Anyone else wondering if we'll ever actually see the gliders? To the best of my knowledge they are nocturnal and yet here are being kept in a quite brightly-lit enclosure. Anyone know of another collection that keeps sugar gliders in an enclosure like this?
It saddens me to think that group came from London. They did very well there, and an enclosure in the "Night Zone" is taken up by Brown Rats. Further comment seems superfluous.
It saddens me to think that group came from London. They did very well there, and an enclosure in the "Night Zone" is taken up by Brown Rats. Further comment seems superfluous.
Very sadly, as they are few and far between in Europe, and their loss meant one fewer marsupial taxon in the UK; I believe they went to a private collection but have no idea what the motive for this move was if they planned to just get their commonplace cousin in as a replacement
how big is this cage? What I find regularly is that sugar gliders seem to rarely be kept in suitably large (long) enclosures. They get housed a lot as if they were domestic rats or something.

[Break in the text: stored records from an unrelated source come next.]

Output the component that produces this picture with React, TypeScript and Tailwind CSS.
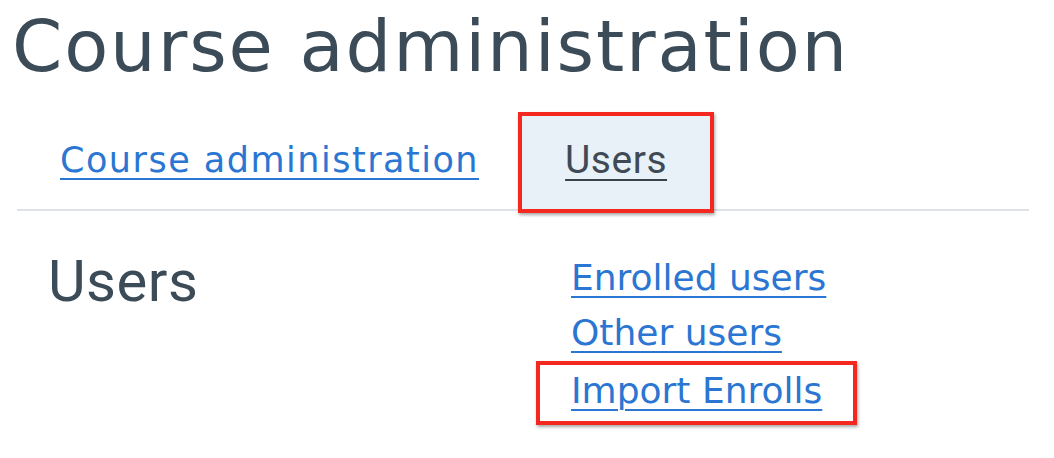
import React from "react";

// Course administration page - heading, tabs and the Users link section
const poppinsLike = { fontFamily: '"DejaVu Sans", "Noto Sans", sans-serif' };

const App = () => {
  return (
    <div className="w-[1054px] h-[458px] bg-white overflow-hidden">
      {/* Page title */}
      <h1
        className="pl-[12px] pt-[6px] text-[72px] leading-[80px] text-[#3b4b57] tracking-[1.9px]"
        style={poppinsLike}
      >
        Course administration
      </h1>

      {/* Tabs */}
      <div className="ml-[17px] mr-[25px] mt-[26px] flex items-start border-b-2 border-[#dee2e6]">
        <a
          href="#"
          className="px-[43px] h-[97px] flex items-center text-[35px] tracking-[1.5px] text-[#2a76d2] underline underline-offset-[6px] decoration-2"
          style={poppinsLike}
        >
          Course administration
        </a>
        <a
          href="#"
          className="-mb-[4px] ml-[-4px] w-[196px] h-[101px] flex items-center justify-center pb-[4px] bg-[#e9f1f8] border-4 border-[#f4281e] shadow-[1px_2px_3px_rgba(0,0,0,0.35)] text-[39px] tracking-[0.5px] text-[#3f4a55] underline underline-offset-[6px] decoration-2 decoration-[#3a434c]"
          style={{ fontFamily: "Roboto, sans-serif" }}
        >
          Users
        </a>
      </div>

      {/* Users section */}
      <div className="flex pt-[30px]">
        <h2
          className="pl-[48px] w-[571px] text-[58px] leading-[80px] text-[#3b4b57] tracking-[0.5px]"
          style={{ fontFamily: "Roboto, sans-serif" }}
        >
          Users
        </h2>
        <div className="flex flex-col pt-[10px]" style={poppinsLike}>
          <a href="#" className="h-[55px] text-[36px] text-[#2a76d2] underline underline-offset-[6px] decoration-2 w-fit">
            Enrolled users
          </a>
          <a href="#" className="h-[55px] text-[36px] text-[#2a76d2] underline underline-offset-[6px] decoration-2 w-fit">
            Other users
          </a>
          <div className="-ml-[35px] w-[321px] h-[64px] flex items-center pl-[31px] pb-[4px] border-4 border-[#f4281e] shadow-[1px_2px_3px_rgba(0,0,0,0.35)]">
            <a href="#" className="text-[36px] text-[#2a76d2] underline underline-offset-[6px] decoration-2">
              Import Enrolls
            </a>
          </div>
        </div>
      </div>
    </div>
  );
};

export default App;
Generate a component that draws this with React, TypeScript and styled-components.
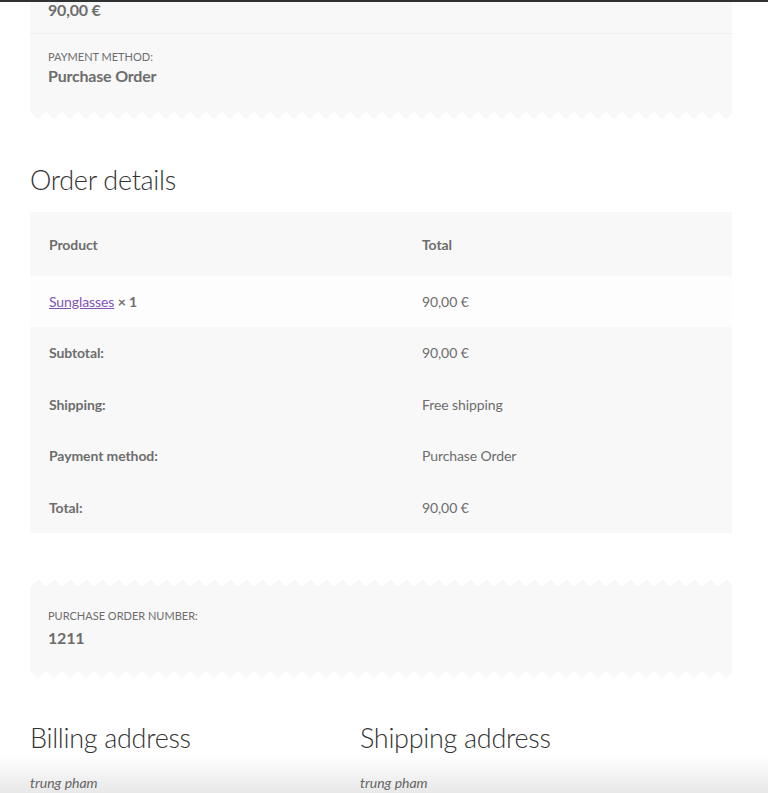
import React from "react";
import styled, { createGlobalStyle } from "styled-components";

const bg = "#f8f8f8";

const GlobalStyle = createGlobalStyle`
  html, body {
    margin: 0;
    padding: 0;
    background: #fff;
  }
  body {
    font-family: "Lato", "Open Sans", sans-serif;
    font-size: 14px;
    color: #6d6d6d;
  }
  * {
    box-sizing: border-box;
  }
`;

const TopEdge = styled.div`
  height: 2px;
  background: #2f3133;
`;

const Page = styled.main`
  padding: 0 36px 60px 30px;
`;

const Zigzag = styled.div<{ $edge: "top" | "bottom" }>`
  height: 7px;
  background: ${(p) =>
      p.$edge === "bottom"
        ? `conic-gradient(from -45deg at 50% 100%, ${bg} 90deg, transparent 0)`
        : `conic-gradient(from 135deg at 50% 0%, ${bg} 90deg, transparent 0)`}
    0 0 / 16px 8px repeat-x;
  background-position: ${(p) => (p.$edge === "bottom" ? "0 100%" : "0 0")};
`;

const Overview = styled.ul`
  list-style: none;
  margin: 0;
  padding: 0;
  background: ${bg};
`;

const OverviewItem = styled.li<{ $first?: boolean }>`
  padding: ${(p) => (p.$first ? "0 18px 15px" : "15px 18px 26px")};
  border-bottom: ${(p) => (p.$first ? "1px solid #efefef" : "none")};
  font-size: 11px;
  text-transform: uppercase;
  line-height: 15px;
`;

const OverviewValue = styled.strong<{ $gap?: number; $tight?: boolean }>`
  display: block;
  margin-top: ${(p) => p.$gap ?? 0}px;
  font-size: 16px;
  line-height: ${(p) => (p.$tight ? "16px" : "20px")};
  font-weight: 700;
  text-transform: none;
  color: #6d6d6d;
  letter-spacing: -0.2px;
`;

const Heading = styled.h2`
  margin: 44px 0 15px;
  font-size: 27px;
  font-weight: 300;
  line-height: 1.25;
  color: #333;
  letter-spacing: -0.3px;
`;

const Table = styled.div`
  display: grid;
  grid-template-columns: 373px 1fr;
`;

const Cell = styled.div<{ $tone: "head" | "body" | "foot"; $bold?: boolean }>`
  background: ${(p) => (p.$tone === "body" ? "#fdfdfd" : bg)};
  padding: ${(p) => (p.$tone === "head" ? "23px 19px" : "16px 19px")};
  height: ${(p) => (p.$tone === "head" ? "64px" : "51.5px")};
  font-size: 14px;
  line-height: 19px;
  font-weight: ${(p) => (p.$bold ? 700 : 400)};
  letter-spacing: -0.1px;
`;

const ProductLink = styled.a`
  color: #7f54b3;
  text-decoration: underline;
  font-weight: 400;
`;

const Qty = styled.strong`
  font-weight: 700;
`;

const PoBox = styled.section`
  margin-top: 46px;
`;

const PoBody = styled.div`
  background: ${bg};
  padding: 22px 18px 23px;
  font-size: 11px;
  line-height: 15px;
  text-transform: uppercase;
`;

const Addresses = styled.div`
  display: grid;
  grid-template-columns: 330px 1fr;
  margin-top: 21px;
`;

const AddressHeading = styled(Heading)`
  margin: 22px 0 17px;
`;

const Address = styled.address`
  font-style: italic;
  font-size: 14px;
  line-height: 1.6;
`;

const BottomShade = styled.div`
  position: fixed;
  left: 0;
  right: 0;
  bottom: 0;
  height: 38px;
  pointer-events: none;
  background: linear-gradient(to bottom, rgba(0, 0, 0, 0), rgba(0, 0, 0, 0.09));
`;

const rows: { label: string; value: string }[] = [
  { label: "Subtotal:", value: "90,00 €" },
  { label: "Shipping:", value: "Free shipping" },
  { label: "Payment method:", value: "Purchase Order" },
  { label: "Total:", value: "90,00 €" },
];

export default function App() {
  return (
    <>
      <GlobalStyle />
      <TopEdge />
      <Page>
        <Overview>
          <OverviewItem $first>
            <OverviewValue $tight>90,00 €</OverviewValue>
          </OverviewItem>
          <OverviewItem>
            Payment method:
            <OverviewValue $gap={2}>Purchase Order</OverviewValue>
          </OverviewItem>
        </Overview>
        <Zigzag $edge="bottom" />

        <Heading>Order details</Heading>
        <Table>
          <Cell $tone="head" $bold>Product</Cell>
          <Cell $tone="head" $bold>Total</Cell>
          <Cell $tone="body">
            <ProductLink href="#">Sunglasses</ProductLink> <Qty>× 1</Qty>
          </Cell>
          <Cell $tone="body">90,00 €</Cell>
          {rows.map((r) => (
            <React.Fragment key={r.label}>
              <Cell $tone="foot" $bold>{r.label}</Cell>
              <Cell $tone="foot">{r.value}</Cell>
            </React.Fragment>
          ))}
        </Table>

        <PoBox>
          <Zigzag $edge="top" />
          <PoBody>
            Purchase order number:
            <OverviewValue $gap={5}>1211</OverviewValue>
          </PoBody>
          <Zigzag $edge="bottom" />
        </PoBox>

        <Addresses>
          <div>
            <AddressHeading>Billing address</AddressHeading>
            <Address>trung pham</Address>
          </div>
          <div>
            <AddressHeading>Shipping address</AddressHeading>
            <Address>trung pham</Address>
          </div>
        </Addresses>
      </Page>
      <BottomShade />
    </>
  );
}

The doors are standard doors, and the enclosure only continues left for the depth of the plant pot. Not huge, but certainly not the smallest enclosure I've seen by a looong way!
London have sugar gliders in one half of the former armadillo enclosure in the 'bat cave' part of the nocturnal area. They are a fairly recent addition with chinchilla in the other half.
It's a shame that a zoo like London can't put two rarely seen or endangered animals in the former armadillo enclosure rather than two commonly kept animals, taking up space really.